Da base democrata, três postulantes: o vice-presidente de Barack Obama (2009-2016), Joe Biden, o terceiro católico da agremiação a aspirar à Casa Branca com chances de fato; Bernie Sanders, próximo da visão socialdemocrata atlântica, e Elisabeth Warren, professora universitária cujo ingresso no cenário nacional é o mais recente entre todos.
Por coincidência, os quatro são nascidos na década de quarenta – entre 1941 e 1949. De maneira distinta, beneficiaram-se na juventude da expansão econômica interna do país, a de consolidação da maior sociedade de consumo da época;
Todavia, eles presenciariam o desgaste político no plano internacional dos Estados Unidos na viragem dos anos sessenta para os setenta, devido à longa continuidade da Guerra do Vietnã, da repercussão da legislação racista no sul, revogada graças ao movimento dos direitos civis, e dos reajustes expressivos e sucessivos do petróleo por aliados no Oriente Médio.
Todos os acontecimentos teriam impacto negativo sobre o cotidiano da população local – afinal, seriam travas da inexorável melhora do bem-estar. Problemas do dia-a-dia de outros países como desemprego e inflação se incorporariam à rotina. Somente no decênio seguinte, seriam minorados, porém sem redução da desigualdade social.
Em tempo eleitoral contemporâneo, a política exterior será tópico de críticas acerbas da oposição, haja vista o infrutífero papagueado dos republicanos no tocante ao belicismo atômico da Coreia do Norte, ao comercialismo desenfreado da China e à reticência britânica de integrar ou não a União Europeia.

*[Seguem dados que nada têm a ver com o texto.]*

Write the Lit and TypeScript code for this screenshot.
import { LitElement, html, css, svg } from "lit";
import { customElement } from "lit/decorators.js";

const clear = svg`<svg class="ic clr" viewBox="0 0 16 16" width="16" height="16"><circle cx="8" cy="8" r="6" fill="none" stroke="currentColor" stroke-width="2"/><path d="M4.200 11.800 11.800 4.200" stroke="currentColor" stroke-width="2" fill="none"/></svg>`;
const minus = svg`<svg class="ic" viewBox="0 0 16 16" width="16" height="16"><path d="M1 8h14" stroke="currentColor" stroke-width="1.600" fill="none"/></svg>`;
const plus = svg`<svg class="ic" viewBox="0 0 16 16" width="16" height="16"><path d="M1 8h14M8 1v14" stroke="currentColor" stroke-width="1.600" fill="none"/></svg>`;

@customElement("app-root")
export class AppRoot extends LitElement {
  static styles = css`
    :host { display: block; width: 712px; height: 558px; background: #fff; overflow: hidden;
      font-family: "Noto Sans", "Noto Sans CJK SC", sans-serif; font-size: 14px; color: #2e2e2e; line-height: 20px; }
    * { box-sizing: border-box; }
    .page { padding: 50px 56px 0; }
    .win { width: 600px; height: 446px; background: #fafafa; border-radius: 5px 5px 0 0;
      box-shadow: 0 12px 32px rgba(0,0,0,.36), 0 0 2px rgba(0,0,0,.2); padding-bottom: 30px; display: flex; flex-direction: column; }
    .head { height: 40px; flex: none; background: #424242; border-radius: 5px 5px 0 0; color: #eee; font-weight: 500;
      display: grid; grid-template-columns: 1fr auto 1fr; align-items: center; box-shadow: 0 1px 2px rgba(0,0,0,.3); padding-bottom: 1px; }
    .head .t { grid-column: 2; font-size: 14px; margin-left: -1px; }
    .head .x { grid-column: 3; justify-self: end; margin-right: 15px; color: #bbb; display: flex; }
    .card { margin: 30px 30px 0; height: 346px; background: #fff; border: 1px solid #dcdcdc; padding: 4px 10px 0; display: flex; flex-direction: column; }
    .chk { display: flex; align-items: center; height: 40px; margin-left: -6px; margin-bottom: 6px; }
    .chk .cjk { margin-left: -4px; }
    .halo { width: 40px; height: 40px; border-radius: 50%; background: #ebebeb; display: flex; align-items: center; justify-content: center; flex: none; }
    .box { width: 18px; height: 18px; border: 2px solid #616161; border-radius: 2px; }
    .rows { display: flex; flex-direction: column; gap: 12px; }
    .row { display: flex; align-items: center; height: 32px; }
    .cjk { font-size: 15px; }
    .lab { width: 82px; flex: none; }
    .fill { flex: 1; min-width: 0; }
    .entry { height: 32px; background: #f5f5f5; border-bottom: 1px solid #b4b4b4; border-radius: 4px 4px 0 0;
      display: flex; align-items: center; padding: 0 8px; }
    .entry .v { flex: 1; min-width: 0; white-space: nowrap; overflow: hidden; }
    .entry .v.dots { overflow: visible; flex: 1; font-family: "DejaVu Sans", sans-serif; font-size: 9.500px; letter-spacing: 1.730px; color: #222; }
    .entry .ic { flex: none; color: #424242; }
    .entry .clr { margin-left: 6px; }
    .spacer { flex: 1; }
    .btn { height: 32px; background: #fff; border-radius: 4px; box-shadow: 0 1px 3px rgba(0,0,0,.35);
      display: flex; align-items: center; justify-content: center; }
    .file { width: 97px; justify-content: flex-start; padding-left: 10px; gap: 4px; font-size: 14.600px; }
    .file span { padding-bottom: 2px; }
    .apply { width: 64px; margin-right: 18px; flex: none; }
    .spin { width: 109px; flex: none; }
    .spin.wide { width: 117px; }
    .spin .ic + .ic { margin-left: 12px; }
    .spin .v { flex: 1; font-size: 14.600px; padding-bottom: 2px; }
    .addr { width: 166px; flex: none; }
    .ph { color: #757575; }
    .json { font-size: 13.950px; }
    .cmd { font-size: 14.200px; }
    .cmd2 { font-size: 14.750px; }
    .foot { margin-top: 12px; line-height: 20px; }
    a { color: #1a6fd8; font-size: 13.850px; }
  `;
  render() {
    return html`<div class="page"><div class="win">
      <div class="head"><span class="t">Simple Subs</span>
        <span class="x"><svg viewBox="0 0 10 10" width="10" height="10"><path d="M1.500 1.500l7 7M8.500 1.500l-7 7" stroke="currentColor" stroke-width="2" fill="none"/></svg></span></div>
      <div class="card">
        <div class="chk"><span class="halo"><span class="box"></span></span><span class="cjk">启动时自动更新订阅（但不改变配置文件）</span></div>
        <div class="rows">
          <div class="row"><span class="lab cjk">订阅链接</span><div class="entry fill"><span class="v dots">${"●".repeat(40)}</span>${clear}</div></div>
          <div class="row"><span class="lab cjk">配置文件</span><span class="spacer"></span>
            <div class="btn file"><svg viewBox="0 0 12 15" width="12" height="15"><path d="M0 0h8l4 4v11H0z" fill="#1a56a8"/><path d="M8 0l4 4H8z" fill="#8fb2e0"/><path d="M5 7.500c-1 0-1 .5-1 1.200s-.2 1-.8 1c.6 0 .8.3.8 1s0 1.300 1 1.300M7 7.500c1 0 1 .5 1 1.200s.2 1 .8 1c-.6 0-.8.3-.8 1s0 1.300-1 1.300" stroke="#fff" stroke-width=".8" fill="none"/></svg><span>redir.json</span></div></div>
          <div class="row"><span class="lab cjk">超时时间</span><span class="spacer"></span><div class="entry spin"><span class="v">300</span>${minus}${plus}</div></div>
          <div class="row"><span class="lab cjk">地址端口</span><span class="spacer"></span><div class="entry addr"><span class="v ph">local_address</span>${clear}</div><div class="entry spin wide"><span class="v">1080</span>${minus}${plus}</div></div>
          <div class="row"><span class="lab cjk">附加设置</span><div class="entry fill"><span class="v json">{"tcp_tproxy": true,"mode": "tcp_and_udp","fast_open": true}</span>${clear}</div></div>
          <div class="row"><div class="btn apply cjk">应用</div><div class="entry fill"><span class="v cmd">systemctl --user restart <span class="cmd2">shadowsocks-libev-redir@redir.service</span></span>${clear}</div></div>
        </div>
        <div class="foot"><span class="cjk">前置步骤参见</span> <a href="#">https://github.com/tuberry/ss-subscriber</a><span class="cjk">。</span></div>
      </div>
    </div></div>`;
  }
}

O Irã e a Turquia não se impressionaram muito com a insatisfação da gestão Trump em suas próprias movimentações regionais, a ponto de Teerã ser suspeita de patrocinar ou instigar a repulsa da população iraquiana com a embaixada norte-americana em Bagdá – ela é a maior missão diplomática estadunidense, ao ter cerca de cinco mil servidores. A reação do Pentágono à investida à representação em Bagdá foi tardia, com efeitos incertos no relacionamento entre Teerã e Washington.
Quanto à Rússia, a possibilidade de se alardear a influência indevida do governo Putin na disputa presidencial é alta, haja vista a repercussão passada nos meios de comunicação, embora pouco esclarecida a forma de como teria havido a intromissão ilegal, mesmo indireta, de Moscou na contenda entre Trump e Clinton.
Concernente à América do Sul, a retórica é juvenil, porque evoca posições da fase da Guerra Fria, em que a ausência de alinhamento automático com a Casa Branca, em função do nacionalismo, por exemplo, era interpretada pelo Departamento de Estado como filocomunismo. Malgrado a pouca atenção à região, à exceção da decaída Venezuela, nenhum outro país do continente deve opor-se às diretrizes de Washington, apenas calibrá-las.
Deste modo, 2020 não traz consigo expectativa de alterações significativas para os Estados Unidos, a não ser no instável Oriente Médio onde a insuficiência de democracia, a existência de fontes energéticas abundantes e o fundamentalismo de alguns segmentos minoritários mesclados proporcionam sobressaltos à sociedade internacional.
Virgílio Arraes
Doutor em História das Relações Internacionais pela Universidade de Brasília e professor colaborador do Instituto de Relações Internacionais da mesma instituição.